El Komander (The Commander)
Alfredo Rios known by his popular stage name “El Komander” is one of the hottest narcocorrido acts in Mexico. In his lyrics he plays the role of a soldier in the Sinaola army protecting El Chapo’s captain “El Mayo”. But El Komander isn’t the only narcocorrido act with gangster fantasies; Los Tucanes de Tijuana, The Merry Del Barranco, a local Sinaola singer who calls himself “El Chapo” and even American rapper Gucci Mane have all praised Guzman in their songs. According to Joshua Kun a professor of Ethnic Studies at USC who analyses Mexican American border culture this is not new “Narcocorridos have always talked about smuggling, first it was tequila, then it was weed, then heroin, always illicit economies” he says. But in a bloody drug war where cartel bosses publicly execute police officers the music has taken a darker turn. While many Mexican artists claim loyalty to a particular local cartel, El Chapo seems to have taken a preeminent spot in the genre, earning praise in lyrics even as his actions and the Sinaoloa cartel drag Mexico into a pit of kidnappings, rapes and assassinations. In the wake of a bloody cartel vs. government war that has literally made parts of Mexico lawless, narcocorridos, especially those praising El Chapo are often referred to as Mexico’s own version of “Gangster Rap”.
As Chapo’s popularity and that of narcocorridos have grown the Mexican government has tried to ban the music from certain stations or even investigate singers who appear to be too close to cartel bosses. Either through fear or sheer incompetence Mexican government officials have never been able to establish a concrete connection between criminal acts and musical acts, but that doesn’t mean it isn’t there.
“I don’t know of a (record) label for the Sinaloa cartel as a described business platform. But when you have an artist selling Sinaloa T-shirts and hats at a concert,” says Dr. Kun “…and pledge allegiance to the cartel that raises some red flags”.
In America, the War on Drugs and the crack epidemic in the mid to late 1980’s brought about some of the most conscious rap and Hip-Hop songs ever to come out of a microphoneMCs grappled with neighborhoods decimated by crack babies, and a Reagan era drug policy that put millions of mostly poor men of color into the legal system.
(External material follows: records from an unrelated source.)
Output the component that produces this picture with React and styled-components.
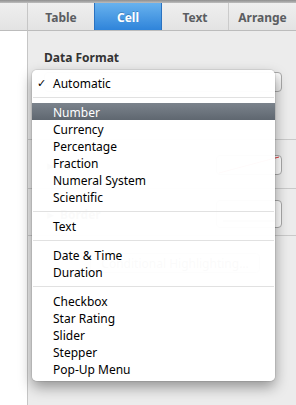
import React from 'react';
import styled, { createGlobalStyle, css } from 'styled-components';

const GlobalStyle = createGlobalStyle`
  html, body {
    margin: 0;
    padding: 0;
    height: 100%;
    overflow: hidden;
  }
  body {
    font-family: "Noto Sans", "DejaVu Sans", sans-serif;
    font-size: 12px;
    color: #000;
    background: #ececec;
  }
`;

const Window = styled.div`
  width: 296px;
  height: 405px;
  display: flex;
  flex-direction: column;
  background: #ececec;
`;

const TopStrip = styled.div`
  height: 3px;
  background: linear-gradient(to bottom, #8f8f8f, #bdbdbd);
`;

const Main = styled.div`
  flex: 1;
  display: grid;
  grid-template-columns: 28px 1fr;
  grid-template-rows: 28px 1fr;
`;

const Corner = styled.div`
  background: linear-gradient(to bottom, #efefef, #e3e3e3);
  border-right: 1px solid #c6c6c6;
  border-bottom: 1px solid #bcbcbc;
`;

const TabBar = styled.div`
  display: grid;
  grid-template-columns: repeat(4, 1fr);
  background: linear-gradient(to bottom, #efefef, #e3e3e3);
  border-bottom: 1px solid #bcbcbc;
`;

const Tab = styled.div`
  display: flex;
  align-items: center;
  justify-content: center;
  padding-top: 1px;
  font-weight: bold;
  font-size: 12px;
  color: #5b5d61;
  border-right: 1px solid #cbcbcb;
  &:last-child {
    border-right: none;
  }
  ${p =>
    p.$active &&
    css`
      color: #fff;
      background: linear-gradient(to bottom, #68b2ee, #2f84da);
      border-right: 1px solid #2a72c0;
      border-left: 1px solid #2a72c0;
      margin-left: -1px;
      text-shadow: 0 -1px 0 rgba(0, 0, 0, 0.2);
    `}
`;

const Canvas = styled.div`
  background: #fff;
  border-right: 1px solid #c6c6c6;
`;

const Inspector = styled.div`
  position: relative;
  background: #ececec;
  display: flex;
  flex-direction: column;
`;

const Section = styled.div`
  padding: 0 14px 0 16px;
  display: flex;
  flex-direction: column;
`;

const Heading = styled.div`
  font-weight: bold;
  color: #333;
  line-height: 16px;
  margin-top: 19px;
`;

const PopupButton = styled.div`
  margin-top: 6px;
  height: 18px;
  border: 1px solid #a9a9a9;
  border-radius: 4px;
  background: linear-gradient(to bottom, #fdfdfd, #ececec);
  margin-bottom: 47px;
`;

const Divider = styled.div`
  height: 1px;
  background: #c9c9c9;
`;

const DisclosureRow = styled.div`
  display: flex;
  align-items: center;
  height: ${p => p.$h}px;
  margin: ${p => p.$m};
  color: #333;
  font-weight: bold;
`;

const Arrow = styled.span`
  font-size: 9px;
  color: #666;
  width: 13px;
  margin-left: 3px;
`;

const Well = styled.div`
  margin-left: auto;
  width: 66px;
  height: 100%;
  box-sizing: border-box;
  border: 1px solid #a9a9a9;
  border-radius: 4px;
  background: #fff;
  overflow: hidden;
  svg {
    display: block;
  }
`;

const HighlightButton = styled.div`
  margin: 17px 0 0 46px;
  width: 170px;
  height: 20px;
  box-sizing: border-box;
  border: 1px solid #b0b0b0;
  border-radius: 4px;
  background: linear-gradient(to bottom, #fdfdfd, #eaeaea);
  color: #333;
  display: flex;
  align-items: center;
  justify-content: center;
`;

const Menu = styled.div`
  position: absolute;
  left: 4px;
  top: 39px;
  width: 243px;
  box-sizing: border-box;
  padding: 4px 0;
  background: rgba(255, 255, 255, 0.975);
  border-radius: 5px;
  box-shadow: 0 0 0 1px rgba(0, 0, 0, 0.07), 0 6px 14px rgba(0, 0, 0, 0.38);
`;

const Item = styled.div`
  display: flex;
  align-items: flex-start;
  height: 17px;
  box-sizing: border-box;
  padding-top: 3px;
  line-height: 14px;
  color: ${p => (p.$selected ? '#fff' : '#000')};
  background: ${p =>
    p.$selected ? 'linear-gradient(to bottom, #7b838c, #5f6770)' : 'transparent'};
`;

const CheckSlot = styled.span`
  width: 21px;
  padding-left: 5px;
  box-sizing: border-box;
  font-family: "DejaVu Sans", sans-serif;
  font-size: 11px;
  font-weight: bold;
`;

const Separator = styled.div`
  height: 12px;
  display: flex;
  align-items: center;
  padding: 0 1px;
  &::after {
    content: '';
    flex: 1;
    height: 1px;
    background: #e1e1e1;
  }
`;

const groups = [
  ['Automatic'],
  ['Number', 'Currency', 'Percentage', 'Fraction', 'Numeral System', 'Scientific'],
  ['Text'],
  ['Date & Time', 'Duration'],
  ['Checkbox', 'Star Rating', 'Slider', 'Stepper', 'Pop-Up Menu'],
];

function FormatMenu({ checked, selected }) {
  return (
    <Menu>
      {groups.map((group, i) => (
        <React.Fragment key={i}>
          {i > 0 && <Separator />}
          {group.map(label => (
            <Item key={label} $selected={label === selected}>
              <CheckSlot>{label === checked ? '✓' : ''}</CheckSlot>
              {label}
            </Item>
          ))}
        </React.Fragment>
      ))}
    </Menu>
  );
}

export default function App() {
  const tabs = ['Table', 'Cell', 'Text', 'Arrange'];
  return (
    <>
      <GlobalStyle />
      <Window>
        <TopStrip />
        <Main>
          <Corner />
          <TabBar>
            {tabs.map(t => (
              <Tab key={t} $active={t === 'Cell'}>
                {t}
              </Tab>
            ))}
          </TabBar>
          <Canvas />
          <Inspector>
            <Section>
              <Heading>Data Format</Heading>
              <PopupButton />
            </Section>
            <Divider />
            <Section>
              <DisclosureRow $h={20} $m="15px 0 13px">
                <Arrow>▶</Arrow>
                Fill
                <Well>
                  <svg width="64" height="18">
                    <line x1="2" y1="17" x2="62" y2="1" stroke="#e0383b" strokeWidth="1" />
                  </svg>
                </Well>
              </DisclosureRow>
            </Section>
            <Divider />
            <Section>
              <DisclosureRow $h={28} $m="11px 0 7px">
                <Arrow>▶</Arrow>
                Border
                <Well>
                  <svg width="64" height="26">
                    <line x1="6" y1="20" x2="58" y2="20" stroke="#555" strokeWidth="1" />
                  </svg>
                </Well>
              </DisclosureRow>
            </Section>
            <Divider />
            <Section>
              <HighlightButton>Conditional Highlighting…</HighlightButton>
            </Section>
            <FormatMenu checked="Automatic" selected="Number" />
          </Inspector>
        </Main>
      </Window>
    </>
  );
}
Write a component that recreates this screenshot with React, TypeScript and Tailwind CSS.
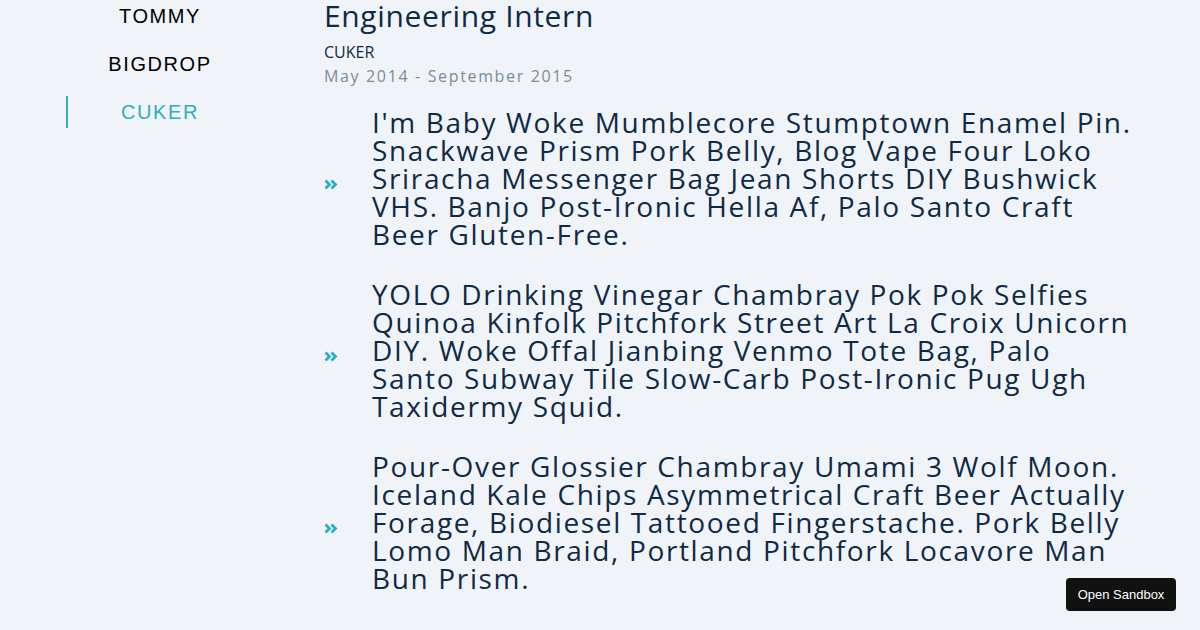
import React from "react";

const tabs = ["TOMMY", "BIGDROP", "CUKER"];

const points = [
  "I'm Baby Woke Mumblecore Stumptown Enamel Pin. Snackwave Prism Pork Belly, Blog Vape Four Loko Sriracha Messenger Bag Jean Shorts DIY Bushwick VHS. Banjo Post-Ironic Hella Af, Palo Santo Craft Beer Gluten-Free.",
  "YOLO Drinking Vinegar Chambray Pok Pok Selfies Quinoa Kinfolk Pitchfork Street Art La Croix Unicorn DIY. Woke Offal Jianbing Venmo Tote Bag, Palo Santo Subway Tile Slow-Carb Post-Ironic Pug Ugh Taxidermy Squid.",
  "Pour-Over Glossier Chambray Umami 3 Wolf Moon. Iceland Kale Chips Asymmetrical Craft Beer Actually Forage, Biodiesel Tattooed Fingerstache. Pork Belly Lomo Man Braid, Portland Pitchfork Locavore Man Bun Prism.",
];

function Chevrons() {
  return (
    <svg width="14" height="11" viewBox="0 0 14 11" className="mt-3 shrink-0">
      <path d="M1.5 1.5 L5.5 5.5 L1.5 9.5" fill="none" stroke="#2bafbf" strokeWidth="2.8" />
      <path d="M7.5 1.5 L11.5 5.5 L7.5 9.5" fill="none" stroke="#2bafbf" strokeWidth="2.8" />
    </svg>
  );
}

export default function App() {
  const active = 2;
  return (
    <div className="min-h-[630px] w-full bg-[#f0f4f8] overflow-hidden">
      <div className="flex pl-[66px]">
        {/* tabs */}
        <div className="w-[188px] flex flex-col gap-4 shrink-0">
          {tabs.map((t, i) => (
            <div
              key={t}
              className={`relative h-8 flex items-center justify-center text-[20px] tracking-[1.6px] ${
                i === active ? "text-[#2bafbf]" : "text-black"
              }`}
              style={{ fontFamily: '"Liberation Sans", Arial, sans-serif' }}
            >
              {i === active && <span className="absolute left-0 top-0 h-8 w-[2px] bg-[#2bafbf]" />}
              {t}
            </div>
          ))}
        </div>

        {/* content */}
        <div className="ml-[70px] w-[830px] text-[#0f2a46]" style={{ fontFamily: '"Open Sans", sans-serif' }}>
          <h2 className="text-[30px] leading-[30px] tracking-[0.65px] pt-px">Engineering Intern</h2>
          <p className="mt-[9px] text-[16px] leading-6">CUKER</p>
          <p className="text-[16px] leading-6 tracking-[1.65px] text-[#7b8b9c]">May 2014 - September 2015</p>
          <ul className="mt-5 flex flex-col gap-8">
            {points.map((p, i) => (
              <li key={i} className="flex items-center">
                <div className="w-12 shrink-0 flex">
                  <Chevrons />
                </div>
                <p className="w-[766px] text-[28px] leading-[28px] tracking-[1.65px]">{p}</p>
              </li>
            ))}
          </ul>
        </div>
      </div>

      <button
        className="fixed right-6 bottom-[19px] h-[33px] w-[110px] rounded-[4px] bg-[#111111] text-white text-[13px]"
        style={{ fontFamily: '"Liberation Sans", Arial, sans-serif' }}
      >
        Open Sandbox
      </button>
    </div>
  );
}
Grandmaster Flash andMelle Mel’s “”; Public Enemy’s “”; Brand Nubian’s “” and even Run DMC’s “Pause” all told the tales of crack and drugs destroying lives and communities. And it seems like a similar phenomenon is occurring in the Mexican music scene. While the narcocorrido artists sell millions of songs about the exploits of men like El Chapo, an insurgent Hip-Hop movement in Mexico seems to be taking a different route.
“Hip-Hop is really new in Mexico” says Carlos Davalos, who has hosted Mexico’s first and longest running Hip-Hop radio show “Scratch A Mama” on 90.9 F.M. in Mexico city. “Hip-Hop and rap in Mexico today is like it was in America in 86’ – it’s that young” he says. He sites that the first member of the Wu Tang Clan to ever visit the capitol Mexico City for a concert was Method Man in December of 2012. Considering Wu Tang has been around for over 20 years doing concerts all over the world Mexico is very late to the Hip-Hop game. Yet, the music in its infant form arose out a desire by young artists to fight back against the old narcocorrido big band structure and the drama and violence that came with it. “We’re not doing narcocorridos” says Dr. Kun citing local artists in Mexico “We wanna be P.E. (Public Enemy) we wanna be Cyprus Hill”. If narcocorrido music is defined by loyalty to cartels and violence the burgeoning Hip-Hop scene in Mexico is defined by consciousness raising artists bringing the other side of the story to their lyrics. Artists like Akil Ammar who raps almost exclusively about politics, or Mujeres Trabajando (“Women who Work”) who rap about women’s lives and rights of the poor in Mexico. More recently rappers like MC Enfermo as well as groups like Quid Comba have popped up to rap about the violence of the cartels in Mexico, sometimes leaving concerts halfway through sets to avoid an ambush but still fighting to change the music scene across the nation.
The arrest of El Chapo may not bring down the multi-billion dollar drug cartels that plague Mexico but his legend as an inspiration for hit songs will definitely take a hit. As Guzman is stripped of his lavish lifestyle, publicly tried and forced to recount his numerous brutal crimes the sexy veneer that has made him the subject of hundreds of ballads will likely begin to fade. The Mexican people appear to be expecting more from their government and perhaps soon their music too. Narcocorridos popularity won’t fade overnight just like El Chapo’s power won’t disappear after his first interrogation, but the Mexican music consumer seems to want something new, and perhaps Hip-Hop with an ear to the streets instead of an eye for the cartels, might be the change they’re looking for.